Empowering Silence


(post)-colonial discourse

How to Cite

Abdaoui, Kamel. 2020. “Empowering Silence: The Other’s Agency As a Site of Resistance in J. M. Coetzee’s Early Fiction”. Brolly 3 (3):119-36. https://www.journals.lapub.co.uk/index.php/brolly/article/view/1629.


This paper examines the problem of the Other’s agency as a space of tension and contention between, on the one hand, a dominant discourse that tends to subjugate the Other’s voice through either modulation or obliteration and, on the other, silence as a strategy of resistance to the hegemonic discourse of apartheid in J. M. Coetzee’s early novels.

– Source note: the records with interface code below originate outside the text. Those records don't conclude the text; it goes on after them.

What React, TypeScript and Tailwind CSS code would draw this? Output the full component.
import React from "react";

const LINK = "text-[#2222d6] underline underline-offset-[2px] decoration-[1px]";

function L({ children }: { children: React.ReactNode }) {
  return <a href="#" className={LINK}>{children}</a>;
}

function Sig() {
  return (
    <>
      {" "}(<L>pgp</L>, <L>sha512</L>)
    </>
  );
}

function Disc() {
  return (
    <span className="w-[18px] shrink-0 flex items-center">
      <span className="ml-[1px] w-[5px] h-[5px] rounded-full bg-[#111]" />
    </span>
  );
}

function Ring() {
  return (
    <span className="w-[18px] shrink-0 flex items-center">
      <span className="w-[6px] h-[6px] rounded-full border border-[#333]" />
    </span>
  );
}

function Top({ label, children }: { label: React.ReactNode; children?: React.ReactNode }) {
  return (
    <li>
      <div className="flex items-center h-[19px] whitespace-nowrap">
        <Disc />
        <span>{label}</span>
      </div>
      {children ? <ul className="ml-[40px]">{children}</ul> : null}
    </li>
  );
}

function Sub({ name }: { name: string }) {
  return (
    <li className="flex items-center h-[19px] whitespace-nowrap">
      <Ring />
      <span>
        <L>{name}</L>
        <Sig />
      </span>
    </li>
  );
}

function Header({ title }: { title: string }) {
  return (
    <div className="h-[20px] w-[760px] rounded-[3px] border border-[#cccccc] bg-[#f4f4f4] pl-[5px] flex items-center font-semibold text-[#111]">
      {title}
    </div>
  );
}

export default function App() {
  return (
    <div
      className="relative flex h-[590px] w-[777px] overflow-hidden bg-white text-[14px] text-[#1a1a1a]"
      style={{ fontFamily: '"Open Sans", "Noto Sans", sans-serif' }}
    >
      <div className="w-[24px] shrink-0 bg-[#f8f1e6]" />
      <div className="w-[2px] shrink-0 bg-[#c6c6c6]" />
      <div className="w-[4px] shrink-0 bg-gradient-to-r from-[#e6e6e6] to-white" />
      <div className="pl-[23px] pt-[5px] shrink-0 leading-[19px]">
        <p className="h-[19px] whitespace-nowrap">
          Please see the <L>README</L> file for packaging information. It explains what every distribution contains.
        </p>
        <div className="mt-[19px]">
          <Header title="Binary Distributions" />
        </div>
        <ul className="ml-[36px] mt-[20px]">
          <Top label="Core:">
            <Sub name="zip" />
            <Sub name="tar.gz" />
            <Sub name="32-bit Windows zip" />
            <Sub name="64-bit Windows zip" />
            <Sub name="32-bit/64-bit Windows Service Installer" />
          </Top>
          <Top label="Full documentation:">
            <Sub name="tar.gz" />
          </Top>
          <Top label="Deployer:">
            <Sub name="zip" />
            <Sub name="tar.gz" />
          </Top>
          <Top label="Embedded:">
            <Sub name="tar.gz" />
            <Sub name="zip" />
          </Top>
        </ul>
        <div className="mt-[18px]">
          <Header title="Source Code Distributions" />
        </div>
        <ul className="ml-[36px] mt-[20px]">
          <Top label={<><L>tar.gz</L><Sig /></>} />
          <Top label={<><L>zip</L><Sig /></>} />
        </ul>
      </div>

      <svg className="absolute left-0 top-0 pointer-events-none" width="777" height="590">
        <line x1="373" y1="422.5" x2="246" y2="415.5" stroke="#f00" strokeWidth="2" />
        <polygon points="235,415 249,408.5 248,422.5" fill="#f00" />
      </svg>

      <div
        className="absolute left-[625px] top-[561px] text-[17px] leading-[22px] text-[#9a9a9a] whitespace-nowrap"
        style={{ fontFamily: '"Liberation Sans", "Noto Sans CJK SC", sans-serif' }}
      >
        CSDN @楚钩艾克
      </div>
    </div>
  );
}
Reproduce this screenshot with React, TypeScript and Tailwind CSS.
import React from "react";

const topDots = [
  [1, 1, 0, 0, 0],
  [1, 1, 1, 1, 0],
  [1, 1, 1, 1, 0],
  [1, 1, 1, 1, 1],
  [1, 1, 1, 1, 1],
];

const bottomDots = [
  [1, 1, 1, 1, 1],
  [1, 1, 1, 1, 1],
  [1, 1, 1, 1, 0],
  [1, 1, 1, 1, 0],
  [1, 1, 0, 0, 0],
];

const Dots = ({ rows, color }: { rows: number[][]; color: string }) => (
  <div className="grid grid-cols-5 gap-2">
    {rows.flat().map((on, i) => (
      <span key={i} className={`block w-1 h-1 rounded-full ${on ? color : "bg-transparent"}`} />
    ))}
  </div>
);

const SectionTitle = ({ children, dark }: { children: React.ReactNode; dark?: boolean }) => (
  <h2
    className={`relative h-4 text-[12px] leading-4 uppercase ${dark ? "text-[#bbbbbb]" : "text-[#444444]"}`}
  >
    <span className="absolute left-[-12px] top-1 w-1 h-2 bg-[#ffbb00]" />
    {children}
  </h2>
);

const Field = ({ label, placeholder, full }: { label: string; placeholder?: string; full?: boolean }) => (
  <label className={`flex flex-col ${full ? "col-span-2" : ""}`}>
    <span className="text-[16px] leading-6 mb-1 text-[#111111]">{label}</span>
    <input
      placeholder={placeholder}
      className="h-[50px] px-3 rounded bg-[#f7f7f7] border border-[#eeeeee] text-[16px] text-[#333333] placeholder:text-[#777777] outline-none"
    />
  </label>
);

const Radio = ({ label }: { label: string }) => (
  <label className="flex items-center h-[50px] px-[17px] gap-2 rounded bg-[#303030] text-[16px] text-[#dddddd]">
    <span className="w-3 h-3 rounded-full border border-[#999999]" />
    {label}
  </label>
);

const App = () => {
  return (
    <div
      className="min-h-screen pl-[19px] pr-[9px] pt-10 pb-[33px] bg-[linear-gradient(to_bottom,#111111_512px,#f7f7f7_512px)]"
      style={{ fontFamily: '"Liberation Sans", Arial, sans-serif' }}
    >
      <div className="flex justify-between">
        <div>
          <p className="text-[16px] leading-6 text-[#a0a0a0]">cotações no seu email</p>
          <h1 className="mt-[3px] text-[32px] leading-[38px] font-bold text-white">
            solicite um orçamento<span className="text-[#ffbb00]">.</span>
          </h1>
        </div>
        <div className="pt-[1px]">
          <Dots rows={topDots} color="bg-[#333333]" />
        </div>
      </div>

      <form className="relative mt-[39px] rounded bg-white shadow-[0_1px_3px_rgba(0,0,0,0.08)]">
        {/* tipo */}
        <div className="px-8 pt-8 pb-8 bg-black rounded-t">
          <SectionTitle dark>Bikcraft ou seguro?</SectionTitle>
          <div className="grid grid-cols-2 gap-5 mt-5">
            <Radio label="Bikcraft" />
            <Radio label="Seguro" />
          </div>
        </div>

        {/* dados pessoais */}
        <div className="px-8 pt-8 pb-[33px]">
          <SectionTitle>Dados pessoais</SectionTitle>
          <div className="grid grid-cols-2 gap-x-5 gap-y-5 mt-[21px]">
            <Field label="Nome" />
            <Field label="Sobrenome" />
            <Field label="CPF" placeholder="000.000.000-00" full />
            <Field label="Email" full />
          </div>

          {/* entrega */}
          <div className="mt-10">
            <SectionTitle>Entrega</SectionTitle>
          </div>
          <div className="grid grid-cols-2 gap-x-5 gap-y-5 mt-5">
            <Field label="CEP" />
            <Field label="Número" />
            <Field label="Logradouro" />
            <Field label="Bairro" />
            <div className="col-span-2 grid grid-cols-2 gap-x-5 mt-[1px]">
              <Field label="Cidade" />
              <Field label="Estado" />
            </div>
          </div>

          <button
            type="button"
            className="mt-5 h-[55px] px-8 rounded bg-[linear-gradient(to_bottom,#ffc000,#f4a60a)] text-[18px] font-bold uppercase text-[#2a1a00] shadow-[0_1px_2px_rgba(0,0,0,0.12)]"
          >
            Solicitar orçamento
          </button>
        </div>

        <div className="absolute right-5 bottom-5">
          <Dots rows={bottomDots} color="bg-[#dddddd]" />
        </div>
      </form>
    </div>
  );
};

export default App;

The authority’s stratagem of using violence, whether it be corporeal or discursive, to coerce its (ex)colonial subjects to speak, confess, and even consent to the authorized versions of truth is impugned by the Other’s provocative reticence to communicate with the Self. To achieve its autonomy in the face of such a totalizing authority, which relentlessly seeks to suppress any disrupt voice of alterity, the Other resorts to silence as an act of evasion and possibly liberation. The speechlessness of the Other in Coetzee’s early novels, then, is not presented as a mere act of relinquishment the agency; it is rather eloquently staged as an aporetic state of incommensurability that disarticulates colonial and imperialist modes of representation tending to normalize and assimilate the colonized within its cognitive framework.